Amanfrommars, is that you?
It's the purple tux-tail jacket with the squirty lapel flower...
So let me get this straight.
They take a mapreduce that takes raw page visits and show how expensive it is to calculate the highest ranking visitor.
Then they take the same data, this time, it seems to have already been processed and inserted into a database and the indexes on that table already are built and correct for the task they want to do.
Then they say 'look how easy it is in a database'. And we're supposed to be so stupid we don't notice?
What is the problem here, databases are fine for data that can be indexed.
i.e. X>Y AND Y>Z IMPLIES X>Z.
Standard RDBMS are only good for data that can be indexed AND is of a known type, e.g.Integer, string etc. Because RDBMS can't index data types they don't know about.
So you would not use a database if:
1. The data doesn't lend itself to indexing
2. The indexing is more expensive than the time saved
3. The type isn't know to the database and it's not worth writing your own BTree indexing.

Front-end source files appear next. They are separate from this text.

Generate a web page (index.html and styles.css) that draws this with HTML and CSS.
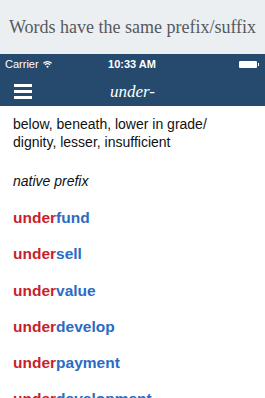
FILE: index.html
```html
<!DOCTYPE html>
<html lang="en">
<head>
    <meta charset="UTF-8">
    <meta name="viewport" content="width=device-width, initial-scale=1.0">
    <title>Prefix</title>
    <link rel="stylesheet" href="styles.css">
</head>
<body>
    <div class="banner">Words have the same prefix/suffix</div>
    <div class="phone">
        <div class="status-bar">
            <div class="carrier">
                Carrier
                <svg class="wifi" width="9" height="7" viewBox="0 0 9 7">
                    <path d="M0.3 2.4 A6 6 0 0 1 8.7 2.4" stroke="#fff" stroke-width="1.2" fill="none"/>
                    <path d="M1.9 3.9 A3.8 3.8 0 0 1 7.1 3.9" stroke="#fff" stroke-width="1.2" fill="none"/>
                    <path d="M4.5 7 L3.2 5.5 A1.8 1.8 0 0 1 5.8 5.5 Z" fill="#fff"/>
                </svg>
            </div>
            <div class="time">10:33 AM</div>
            <div class="battery"><span class="cell"></span><span class="tip"></span></div>
        </div>
        <div class="nav-bar">
            <div class="menu-icon"><span></span><span></span><span></span></div>
            <div class="nav-title">under-</div>
        </div>
    </div>
    <div class="content">
        <p class="meaning">below, beneath, lower in grade/ dignity, lesser, insufficient</p>
        <p class="origin">native prefix</p>
        <ul class="words" id="words"></ul>
    </div>

    <script>
        const words = ['fund', 'sell', 'value', 'develop', 'payment', 'development'];
        const list = document.getElementById('words');
        words.forEach(rest => {
            const li = document.createElement('li');
            li.innerHTML = `<span class="prefix">under</span><span class="rest">${rest}</span>`;
            list.appendChild(li);
        });
    </script>
</body>
</html>
```

FILE: styles.css
```css
* {
    box-sizing: border-box;
    margin: 0;
    padding: 0;
}
body {
    width: 265px;
    height: 398px;
    overflow: hidden;
    background-color: #fff;
    font-family: "Liberation Sans", Arial, sans-serif;
}
.banner {
    height: 54px;
    background-color: #eceff1;
    color: #55595e;
    font-family: "Liberation Serif", "Times New Roman", serif;
    font-size: 18px;
    display: flex;
    align-items: center;
    justify-content: center;
    white-space: nowrap;
}
.phone {
    background-color: #254a6d;
    color: #fff;
}
.status-bar {
    height: 20px;
    display: flex;
    align-items: center;
    justify-content: space-between;
    padding: 0 6px 0 5px;
    font-size: 11px;
}
.carrier {
    flex: 1;
    display: flex;
    align-items: center;
    gap: 4px;
}
.time {
    font-weight: bold;
    font-size: 11px;
}
.battery {
    flex: 1;
    display: flex;
    justify-content: flex-end;
    align-items: center;
}
.battery .cell {
    width: 18px;
    height: 7px;
    background-color: #fff;
    border-radius: 1px;
}
.battery .tip {
    width: 1px;
    height: 3px;
    background-color: #fff;
    margin-left: 1px;
}
.nav-bar {
    height: 32px;
    display: flex;
    align-items: center;
    padding: 0 14px;
    position: relative;
}
.menu-icon {
    width: 18px;
    display: flex;
    flex-direction: column;
    gap: 3px;
    margin-top: 2px;
}
.menu-icon span {
    height: 3px;
    background-color: #fff;
}
.nav-title {
    position: absolute;
    left: 0;
    right: 0;
    text-align: center;
    font-family: "Liberation Serif", "Times New Roman", serif;
    font-style: italic;
    font-size: 17px;
    margin-top: 3px;
    pointer-events: none;
}
.content {
    padding: 9px 13px 0;
    color: #111;
}
.meaning {
    font-size: 14px;
    line-height: 18px;
    width: 210px;
}
.origin {
    font-size: 14px;
    font-style: italic;
    margin-top: 22px;
}
.words {
    list-style: none;
    margin-top: 11px;
}
.words li {
    height: 36.3px;
    line-height: 36px;
    font-size: 15.5px;
    font-weight: bold;
}
.prefix {
    color: #c71f2d;
}
.rest {
    color: #2a6bc3;
}
```
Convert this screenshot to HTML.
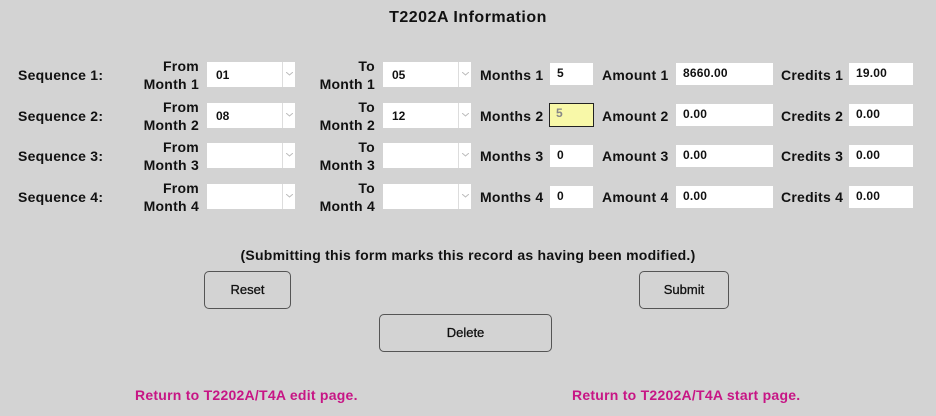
<!DOCTYPE html>
<html><head><style>
body{margin:0;width:936px;height:416px;background:#d3d3d3;font-family:"Liberation Sans",sans-serif;font-weight:bold;font-size:14px;letter-spacing:0.25px;color:#111;position:relative;overflow:hidden}
.a{position:absolute;white-space:nowrap}
.r{text-align:right;line-height:18px}
.sel{position:absolute;background:#fff;width:88px;height:25px;font-size:12px;letter-spacing:0}
.sel span{position:absolute;left:9px;top:6px}
.sel i{position:absolute;left:75px;top:0;width:1px;height:25px;background:#ddd}
.sel svg{position:absolute;left:79px;top:10px}
.in{position:absolute;background:#fff;height:22px;font-size:12px;letter-spacing:0.2px;box-sizing:border-box;padding:3px 0 0 7px}
.btn{position:absolute;border:1px solid #555;border-radius:5px;box-sizing:border-box;text-align:center;font-size:13px;font-weight:normal;-webkit-text-stroke:0.3px #111;letter-spacing:0}
.lk{color:#c71585}
</style></head><body>
<div class="a" style="left:0;width:936px;text-align:center;top:9px;font-size:16px;letter-spacing:0.5px">T2202A Information</div>

<div class="a" style="left:18px;top:67px">Sequence 1:</div>
<div class="a" style="left:18px;top:108px">Sequence 2:</div>
<div class="a" style="left:18px;top:148px">Sequence 3:</div>
<div class="a" style="left:18px;top:189px">Sequence 4:</div>

<div class="a r" style="right:737px;top:57px">From<br>Month 1</div>
<div class="a r" style="right:737px;top:98px">From<br>Month 2</div>
<div class="a r" style="right:737px;top:138px">From<br>Month 3</div>
<div class="a r" style="right:737px;top:179px">From<br>Month 4</div>

<div class="sel" style="left:207px;top:62px"><span>01</span><i></i><svg width="7" height="4"><path d="M0 0L3.5 3L7 0" fill="none" stroke="#bbb"/></svg></div>
<div class="sel" style="left:207px;top:103px"><span>08</span><i></i><svg width="7" height="4"><path d="M0 0L3.5 3L7 0" fill="none" stroke="#bbb"/></svg></div>
<div class="sel" style="left:207px;top:143px"><i></i><svg width="7" height="4"><path d="M0 0L3.5 3L7 0" fill="none" stroke="#bbb"/></svg></div>
<div class="sel" style="left:207px;top:184px"><i></i><svg width="7" height="4"><path d="M0 0L3.5 3L7 0" fill="none" stroke="#bbb"/></svg></div>

<div class="a r" style="right:561px;top:57px">To<br>Month 1</div>
<div class="a r" style="right:561px;top:98px">To<br>Month 2</div>
<div class="a r" style="right:561px;top:138px">To<br>Month 3</div>
<div class="a r" style="right:561px;top:179px">To<br>Month 4</div>

<div class="sel" style="left:383px;top:62px"><span>05</span><i></i><svg width="7" height="4"><path d="M0 0L3.5 3L7 0" fill="none" stroke="#bbb"/></svg></div>
<div class="sel" style="left:383px;top:103px"><span>12</span><i></i><svg width="7" height="4"><path d="M0 0L3.5 3L7 0" fill="none" stroke="#bbb"/></svg></div>
<div class="sel" style="left:383px;top:143px"><i></i><svg width="7" height="4"><path d="M0 0L3.5 3L7 0" fill="none" stroke="#bbb"/></svg></div>
<div class="sel" style="left:383px;top:184px"><i></i><svg width="7" height="4"><path d="M0 0L3.5 3L7 0" fill="none" stroke="#bbb"/></svg></div>

<div class="a" style="left:480px;top:67px">Months 1</div>
<div class="a" style="left:480px;top:108px">Months 2</div>
<div class="a" style="left:480px;top:148px">Months 3</div>
<div class="a" style="left:480px;top:189px">Months 4</div>
<div class="in" style="left:550px;top:63px;width:43px">5</div>
<div class="in" style="left:549px;top:103px;width:45px;height:24px;background:#f8f8a8;border:1px solid #222;color:#888;padding:2px 0 0 6px">5</div>
<div class="in" style="left:550px;top:145px;width:43px">0</div>
<div class="in" style="left:550px;top:186px;width:43px">0</div>

<div class="a" style="left:602px;top:67px">Amount 1</div>
<div class="a" style="left:602px;top:108px">Amount 2</div>
<div class="a" style="left:602px;top:148px">Amount 3</div>
<div class="a" style="left:602px;top:189px">Amount 4</div>
<div class="in" style="left:676px;top:63px;width:97px">8660.00</div>
<div class="in" style="left:676px;top:104px;width:97px">0.00</div>
<div class="in" style="left:676px;top:145px;width:97px">0.00</div>
<div class="in" style="left:676px;top:186px;width:97px">0.00</div>

<div class="a" style="left:781px;top:67px">Credits 1</div>
<div class="a" style="left:781px;top:108px">Credits 2</div>
<div class="a" style="left:781px;top:148px">Credits 3</div>
<div class="a" style="left:781px;top:189px">Credits 4</div>
<div class="in" style="left:849px;top:63px;width:64px">19.00</div>
<div class="in" style="left:849px;top:104px;width:64px">0.00</div>
<div class="in" style="left:849px;top:145px;width:64px">0.00</div>
<div class="in" style="left:849px;top:186px;width:64px">0.00</div>

<div class="a" style="left:0;width:936px;text-align:center;top:247px">(Submitting this form marks this record as having been modified.)</div>

<div class="btn" style="left:204px;top:271px;width:87px;height:38px;line-height:36px">Reset</div>
<div class="btn" style="left:639px;top:271px;width:90px;height:38px;line-height:36px">Submit</div>
<div class="btn" style="left:379px;top:314px;width:173px;height:38px;line-height:36px">Delete</div>

<div class="a lk" style="left:135px;top:387px">Return to T2202A/T4A edit page.</div>
<div class="a lk" style="left:572px;top:387px">Return to T2202A/T4A start page.</div>
</body></html>
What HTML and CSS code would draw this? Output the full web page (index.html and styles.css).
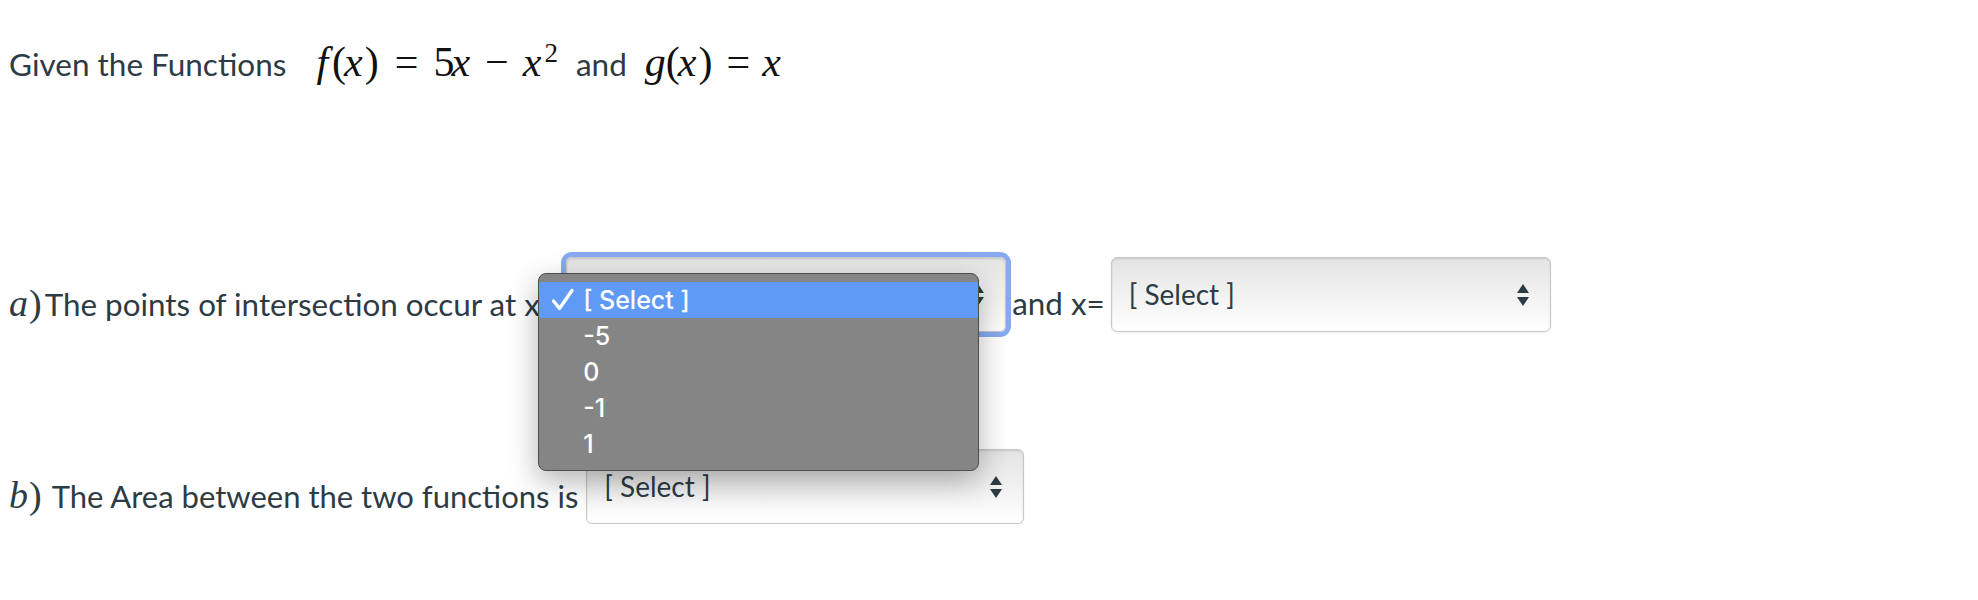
FILE: index.html
```html
<!DOCTYPE html>
<html lang="en">
<head>
    <meta charset="UTF-8">
    <title>Area between functions</title>
    <link rel="stylesheet" href="styles.css">
</head>
<body>
    <div class="question">
        <p class="given">
            <span class="lead">Given the Functions</span>
            <span class="math">
                <i class="fn">f</i><span class="po">(</span><i>x</i><span class="pc">)</span>
                <span class="rel">=</span><span class="coef">5</span><i>x</i>
                <span class="bin">&minus;</span><i>x</i><sup>2</sup>
            </span>
            <span class="and">and</span>
            <span class="math">
                <i class="fn fn-g">g</i><span class="po">(</span><i>x</i><span class="pc">)</span>
                <span class="rel rel-g">=</span><i>x</i>
            </span>
        </p>

        <div class="part part-a">
            <span class="label"><i class="var">a</i><span class="pc">)</span>The points of intersection occur at x=</span>
            <div class="select-wrap">
                <div class="select focused">
                    <span class="arrows"></span>
                </div>
                <!-- open dropdown list -->
                <ul class="menu">
                    <li class="active">
                        <svg class="check" width="26" height="26" viewBox="0 0 26 26">
                            <path d="M3.5 14 L9.5 21.5 L22 3.5" fill="none" stroke="#fff" stroke-width="3.4" stroke-linecap="round" stroke-linejoin="round"/>
                        </svg>[ Select ]
                    </li>
                    <li>-5</li>
                    <li>0</li>
                    <li>-1</li>
                    <li>1</li>
                </ul>
            </div>
            <span class="label">and x=</span>
            <div class="select select-x2">
                <span class="value">[ Select ]</span>
                <span class="arrows"></span>
            </div>
        </div>

        <div class="part part-b">
            <span class="label"><i class="var">b</i><span class="pc">)</span> The Area between the two functions is</span>
            <div class="select">
                <span class="value">[ Select ]</span>
                <span class="arrows"></span>
            </div>
        </div>
    </div>
</body>
</html>
```

FILE: styles.css
```css
body {
    margin: 0;
    font-family: Lato, "Open Sans", sans-serif;
    font-size: 31.5px;
    color: #2d3b45;
    background-color: #fff;
}
.question {
    padding: 40px 9px 0;
}
.given {
    margin: 0;
    display: flex;
    align-items: baseline;
    line-height: 44px;
}
.lead {
    margin-right: 30px;
}

/* typeset maths */
.math {
    display: inline-flex;
    align-items: baseline;
    font-family: "Liberation Serif", "Times New Roman", serif;
    font-size: 42px;
    color: #111;
    white-space: nowrap;
}
.math .fn {
    margin-right: 4px;
}
.math .fn-g {
    margin-right: 0;
}
.po {
    margin-right: -2px;
}
.pc {
    margin-left: 2px;
}
.rel {
    margin: 0 15px 0 16px;
}
.rel-g {
    margin: 0 12px 0 14px;
}
.coef {
    margin-right: -3px;
}
.bin {
    margin: 0 14px 0 15px;
}
.math sup {
    font-size: 27px;
    line-height: 0;
    margin: 13px 0 0 3px;
    align-self: flex-start;
}
.and {
    margin: 0 18px 0 18px;
}
.var {
    font-family: "Liberation Serif", serif;
    font-size: 38px;
}

/* answer rows */
.part {
    display: flex;
    align-items: center;
}
.part-a {
    margin-top: 171px;
    font-size: 31.4px;
}
.part-b {
    margin-top: 117px;
    font-size: 31px;
}
.label {
    margin-top: 16px;
    white-space: nowrap;
}
.label .pc {
    font-family: "Liberation Serif", serif;
    font-size: 38px;
    margin: 0 3px 0 1px;
}

/* select boxes */
.select-wrap {
    position: relative;
    margin: 0 6px 0 8px;
}
.select {
    position: relative;
    box-sizing: border-box;
    width: 440px;
    height: 75px;
    margin-left: 6px;
    padding-left: 17px;
    display: flex;
    align-items: center;
    border: 1px solid #c8c8c8;
    border-radius: 6px;
    background: linear-gradient(#e4e4e4, #f4f4f4 60%, #fff);
    box-shadow: inset 0 1px 2px rgba(0, 0, 0, 0.12), 0 1px 3px rgba(0, 0, 0, 0.06);
    font-size: 28px;
}
.part-b .select {
    margin-left: 8px;
    width: 438px;
}
.select-wrap .select {
    margin-left: 0;
}
.select.focused {
    box-shadow: 0 0 0 5px #87aaf0, inset 0 1px 2px rgba(0, 0, 0, 0.12);
}
.value {
    margin-top: -2px;
}
.arrows {
    position: absolute;
    right: 21px;
    top: 50%;
    width: 12px;
    height: 26px;
    margin-top: -13px;
}
.arrows::before,
.arrows::after {
    content: "";
    position: absolute;
    left: 0;
    border-left: 6px solid transparent;
    border-right: 6px solid transparent;
}
.arrows::before {
    top: 2px;
    border-bottom: 9px solid #2d3b45;
}
.arrows::after {
    bottom: 2px;
    border-top: 9px solid #2d3b45;
}

/* open native-looking list */
.menu {
    position: absolute;
    z-index: 10;
    left: -28px;
    top: 16px;
    width: 441px;
    box-sizing: border-box;
    margin: 0;
    padding: 8px 0;
    list-style: none;
    background-color: #858585;
    border: 1px solid #4e4e4e;
    border-radius: 8px;
    box-shadow: 0 10px 30px rgba(0, 0, 0, 0.3);
    font-family: Inter, "Liberation Sans", Arial, sans-serif;
    font-size: 25px;
    font-weight: 500;
    color: #fff;
}
.menu li {
    position: relative;
    height: 36px;
    line-height: 36px;
    padding-left: 44px;
}
.menu li.active {
    background-color: #5e9af6;
}
.check {
    position: absolute;
    left: 11px;
    top: 5px;
}
```
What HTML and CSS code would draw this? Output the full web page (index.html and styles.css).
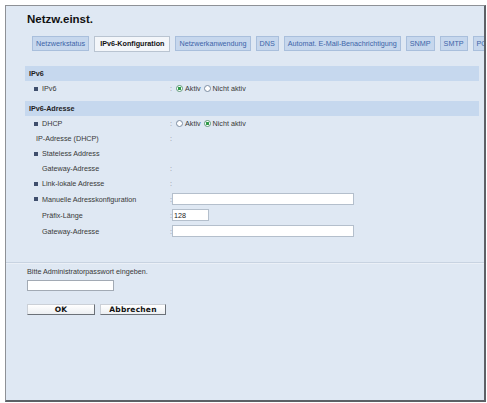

4. You don't trust the database vendors claims of bug free code for their latest 10.2.3.443 version, since it was only last week that 10.2.3.442 was out.
5. You don't want to.
Option 5. Is very important, because the individual programmer sitting with the individual set of data is in the best position to decide the approach that should be taken, and should be free to apply a mapreduce, not just a database, if they choose.
Can we kill the whole Database = RDBMS debate? Relational dbs are only a type of database that just happens to be dominant (at the time being, and in a certain market space) that starts with flat files iteratively processed, includes the basic optimisation of hash tables, embraces MDDB and covers the gamut of information storage and retrieval concepts - both generic and purposed.
In no way do I want to attempt any analysis of MapReduce, but trying to shortcircuit criticism with the "We arent database, dont use your database mumbo-jumbo on us!" is just stupid. Argue on substance and leave the semantics out - or dont argue at all.